Se da fuori sembra tutto calmo e piatto sotto terra, a 500 metri di profondità, scorre impetuoso il Rio
Flumineddu, il fiume che con il tempo ha modellato uno dei canyon più profondi d’Europa. Insomma,
qualcosa di straordinario che solo a pensarci mi fa venire i brividi.

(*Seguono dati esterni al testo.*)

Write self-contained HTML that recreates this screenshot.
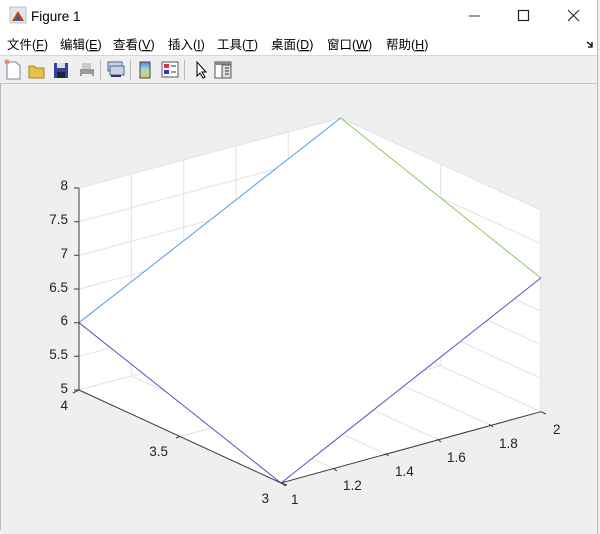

Dopo essere scivolata – non proprio come Indiana Jones, precisiamo – su massi enormi, aver saltato da
un lato all’altro piccoli fiumiciattoli ed essermi arrampicata su lunghi rami di legno, arrivo alla fine del
percorso di media difficoltà: qui i massi non sono più enormi, ma giganteschi e ostruiscono qualsiasi
possibile sentiero, impedendo il passaggio se non con le funi e la dovuta attrezzatura. Qui l’acqua cola
dalle rocce sporgenti, creando piccole cascate che cadendo sui massi rendono scivolosa la camminata –
a dire che avevo intenzione di andare con le scarpe sportive e non con quelle tecniche-, e l’umidità
diventa sempre più alta.

Per concludere in bellezza la faticosa camminata ci sediamo sulla fredda pietra e ci godiamo il nostro pranzo a sacco. La guida ci offre del buonissimo Cannonau fatto in casa e dei dolcetti di cotognata, la
marmellata solida ottenuta dalle mele cotogne, da leccarsi i baffi.

Riprendiamo il nostro cammino che il sole ha lasciato il posto alle ombre e al freddo del primo
pomeriggio e raggiungiamo di nuovo l’ingresso della gola, dove ci fermiamo a contemplare il piccolo
fiume che sgorga da sotto terra e continua il suo tragitto tra i monti in lontananza.

Risalendo il sentiero e lasciando questa meraviglia alle spalle provo già nostalgia, consapevole che non
la rivedrò presto, ma in un batter d’occhio guardo avanti e inizio a muovere lentamente i piedi,
ricordandomi che mi attende ancora tutta la strada del ritorno!